Albarn zapewnił, że najnowszy album Gorillaz będzie wyjątkowy, ponieważ został nagrany aż w czterech językach. Lider zespołu ujawnił te informacje w rozmowie z „The Sun”, podsumowując ostatnie miesiące jako bardzo intensywne:
Po reaktywacji Blur działo się bardzo dużo. Robiłem operę w Paryżu i zacząłem pracę nad nowym albumem Gorillaz. To było szaleństwo, naprawdę. Ale świat też oszalał, więc nie wydaje się to w żaden sposób dziwne. Byłem niesamowicie zajęty tworzeniem muzyki, to właśnie kocham robić.
W osobnej rozmowie z „The Times” Albarn przyznał, że album nie ukaże się wcześniej niż w 2026 roku. Tym samym zaprzeczył swojej wypowiedzi z marca, gdy zapowiadał premierę jeszcze na ten rok.
Obecnie Gorillaz szykują się do serii wyjątkowych koncertów w Londynie, podczas których zagrają swoje kultowe albumy w całości.

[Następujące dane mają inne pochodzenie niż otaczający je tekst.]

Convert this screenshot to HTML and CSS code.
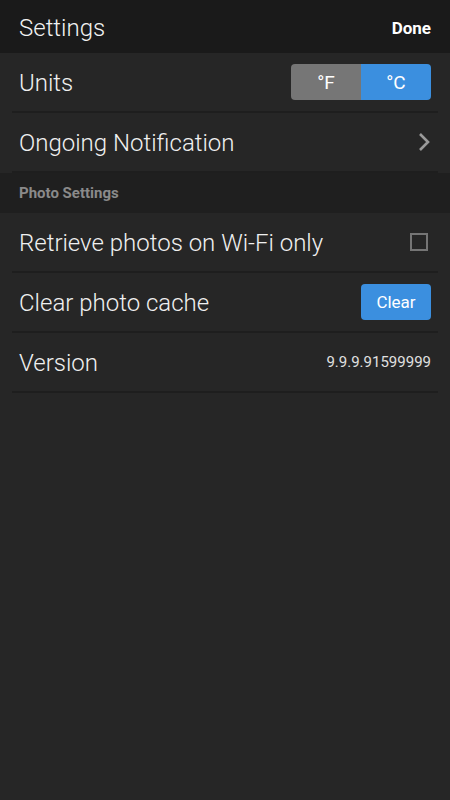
FILE: index.html
```html
<!DOCTYPE html>
<html lang="en">
<head>
    <meta charset="UTF-8">
    <meta name="viewport" content="width=device-width, initial-scale=1.0">
    <title>Settings</title>
    <link rel="stylesheet" href="styles.css">
</head>
<body>
    <div class="header">
        <div class="title">Settings</div>
        <div class="done">Done</div>
    </div>

    <div class="row">
        <div class="label">Units</div>
        <div class="units">
            <div class="unit">°F</div>
            <div class="unit active">°C</div>
        </div>
    </div>
    <div class="row">
        <div class="label">Ongoing Notification</div>
        <svg class="chevron" width="12" height="20" viewBox="0 0 12 20">
            <path d="M2 2 L10 10 L2 18" fill="none" stroke="#9a9a9a" stroke-width="2.6"/>
        </svg>
    </div>

    <div class="section">Photo Settings</div>

    <div class="row">
        <div class="label">Retrieve photos on Wi-Fi only</div>
        <div class="checkbox"></div>
    </div>
    <div class="row">
        <div class="label">Clear photo cache</div>
        <button class="clear">Clear</button>
    </div>
    <div class="row">
        <div class="label">Version</div>
        <div class="value">9.9.9.91599999</div>
    </div>
</body>
</html>
```

FILE: styles.css
```css
body {
    background-color: #262626;
    color: #ececec;
    font-family: Roboto, "Noto Sans", sans-serif;
    margin: 0;
    height: 100vh;
}

.header {
    background-color: #1a1a1a;
    height: 53px;
    display: flex;
    align-items: center;
    justify-content: space-between;
    padding: 0 19px;
}

.title {
    font-size: 24px;
    font-weight: 300;
    color: #f2f2f2;
    padding-top: 2px;
}

.done {
    font-size: 17px;
    font-weight: bold;
    color: #ffffff;
    padding-top: 2px;
}

.row {
    height: 58px;
    display: flex;
    align-items: center;
    justify-content: space-between;
    padding: 0 19px;
    position: relative;
    margin-bottom: 2px;
}

.row::after {
    content: "";
    position: absolute;
    left: 12px;
    right: 12px;
    bottom: -2px;
    height: 2px;
    background-color: #1e1e1e;
}

.label {
    font-size: 24px;
    font-weight: 300;
    color: #f0f0f0;
    padding-top: 2px;
}

.units {
    display: flex;
    width: 140px;
    height: 36px;
    border-radius: 4px;
    overflow: hidden;
}

.unit {
    flex: 1;
    display: flex;
    align-items: center;
    justify-content: center;
    font-size: 19px;
    background-color: #767676;
    color: #ffffff;
}

.unit.active {
    background-color: #3b8fdf;
}

.chevron {
    margin-right: 1px;
}

.section {
    background-color: #1f1f1f;
    height: 40px;
    display: flex;
    align-items: center;
    padding: 0 19px;
    font-size: 15px;
    font-weight: bold;
    color: #8a8a8a;
}

.checkbox {
    width: 14px;
    height: 14px;
    border: 2px solid #757575;
    margin-right: 3px;
}

.clear {
    background-color: #3b8fdf;
    color: #ffffff;
    border: none;
    border-radius: 4px;
    width: 70px;
    height: 36px;
    font-family: Roboto, sans-serif;
    font-size: 17px;
}

.value {
    font-size: 15px;
    color: #e0e0e0;
}
```
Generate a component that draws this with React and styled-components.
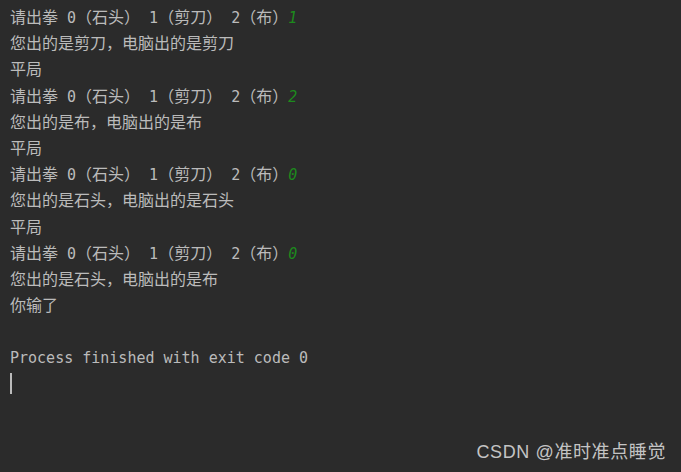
import React from "react";
import styled, { createGlobalStyle } from "styled-components";

const GlobalStyle = createGlobalStyle`
  html, body {
    margin: 0;
    padding: 0;
    background: #2b2b2b;
  }
`;

const Console = styled.div`
  position: relative;
  width: 681px;
  height: 472px;
  box-sizing: border-box;
  padding: 3px 10px 0;
  background: #2b2b2b;
  color: #bbbbbb;
  overflow: hidden;
`;

const Line = styled.div`
  height: 26.2px;
  line-height: 26.2px;
  font-family: "Noto Sans CJK SC", sans-serif;
  font-size: 16px;
  white-space: pre;
`;

const Mono = styled.span`
  font-family: "DejaVu Sans Mono", "Liberation Mono", monospace;
  font-size: 15px;
  color: ${(p) => (p.$input ? "#1d8a1d" : "#bbbbbb")};
  font-style: ${(p) => (p.$input ? "italic" : "normal")};
`;

const Caret = styled.div`
  width: 2px;
  height: 21px;
  margin-top: 3px;
  background: #bbbbbb;
`;

const Watermark = styled.div`
  position: absolute;
  right: 15px;
  bottom: 9px;
  font-family: "Liberation Sans", "Noto Sans CJK SC", sans-serif;
  font-size: 18px;
  letter-spacing: 0.6px;
  color: #c4c4c4;
`;

const Prompt = ({ value }) => (
  <Line>
    请出拳<Mono> 0</Mono>（石头）<Mono> 1</Mono>（剪刀）<Mono> 2</Mono>（布）
    <Mono $input>{value}</Mono>
  </Line>
);

const rounds = [
  { input: "1", said: "您出的是剪刀，电脑出的是剪刀", result: "平局" },
  { input: "2", said: "您出的是布，电脑出的是布", result: "平局" },
  { input: "0", said: "您出的是石头，电脑出的是石头", result: "平局" },
  { input: "0", said: "您出的是石头，电脑出的是布", result: "你输了" },
];

export default function App() {
  return (
    <>
      <GlobalStyle />
      <Console>
        {rounds.map((r, i) => (
          <React.Fragment key={i}>
            <Prompt value={r.input} />
            <Line>{r.said}</Line>
            <Line>{r.result}</Line>
          </React.Fragment>
        ))}
        <Line />
        <Line>
          <Mono>Process finished with exit code 0</Mono>
        </Line>
        <Caret />
        <Watermark>CSDN @准时准点睡觉</Watermark>
      </Console>
    </>
  );
}
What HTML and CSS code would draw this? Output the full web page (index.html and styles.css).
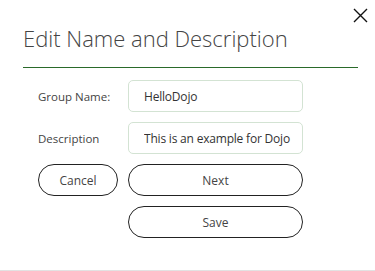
FILE: index.html
```html
<!DOCTYPE html>
<html>
<head>
<meta charset="utf-8">
<link rel="stylesheet" href="styles.css">
</head>
<body>
<div class="dialog">
  <button class="close" aria-label="Close">
    <svg width="15" height="15" viewBox="0 0 15 15"><path d="M1 1L14 14M14 1L1 14" stroke="#111" stroke-width="1.4" fill="none"/></svg>
  </button>
  <div class="header">
    <h1 class="title">Edit Name and Description</h1>
  </div>
  <form class="form">
    <label class="label">Group Name:</label>
    <input class="input" type="text" value="HelloDojo">
    <label class="label">Description</label>
    <input class="input" type="text" value="This is an example for Dojo">
    <button type="button" class="btn btn-cancel">Cancel</button>
    <button type="button" class="btn">Next</button>
    <span></span>
    <button type="button" class="btn">Save</button>
  </form>
</div>
</body>
</html>
```
FILE: styles.css
```css
html, body {
  margin: 0;
  padding: 0;
  background: #fff;
}
body {
  font-family: "Open Sans", "Noto Sans", sans-serif;
  color: #333;
  width: 375px;
  height: 271px;
  overflow: hidden;
}
.dialog {
  position: relative;
  height: 270px;
  border-bottom: 1px solid #e2e2e2;
  padding: 0 17px 0 23px;
}
.close {
  position: absolute;
  top: 8px;
  right: 7px;
  width: 15px;
  height: 15px;
  padding: 0;
  border: 0;
  background: none;
}
.close svg { display: block; }
.header {
  box-sizing: border-box;
  height: 68px;
  padding-top: 23px;
  border-bottom: 1px solid #2a6a2a;
}
.title {
  margin: 0;
  font-size: 22px;
  font-weight: 300;
  color: #444;
  line-height: 30px;
}
.form {
  display: grid;
  grid-template-columns: 90px 175px;
  grid-auto-rows: 32px;
  row-gap: 10px;
  margin: 12px 0 0 15px;
  align-items: center;
}
.label {
  font-size: 11.5px;
  color: #444;
}
.input {
  box-sizing: border-box;
  height: 32px;
  width: 175px;
  border: 1px solid #d3e3d3;
  border-radius: 5px;
  padding: 0 0 0 15px;
  font-family: inherit;
  font-size: 12px;
  letter-spacing: -0.2px;
  color: #333;
  outline: none;
}
.btn {
  box-sizing: border-box;
  height: 32px;
  border: 1px solid #222;
  border-radius: 16px;
  background: #fff;
  font-family: inherit;
  font-size: 12px;
  color: #444;
  padding: 0;
}
.btn-cancel {
  width: 80px;
}
```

Na scenie pojawi się pełny skład koncertowy Gorillaz, a za oprawę wizualną odpowiada współtwórca projektu – Jamie Hewlett. Muzycy wykonają każdy album od początku do końca, w kameralnej atmosferze. Na 3 września zaplanowano też „tajemniczy koncert”, którego szczegóły pozostają nieznane.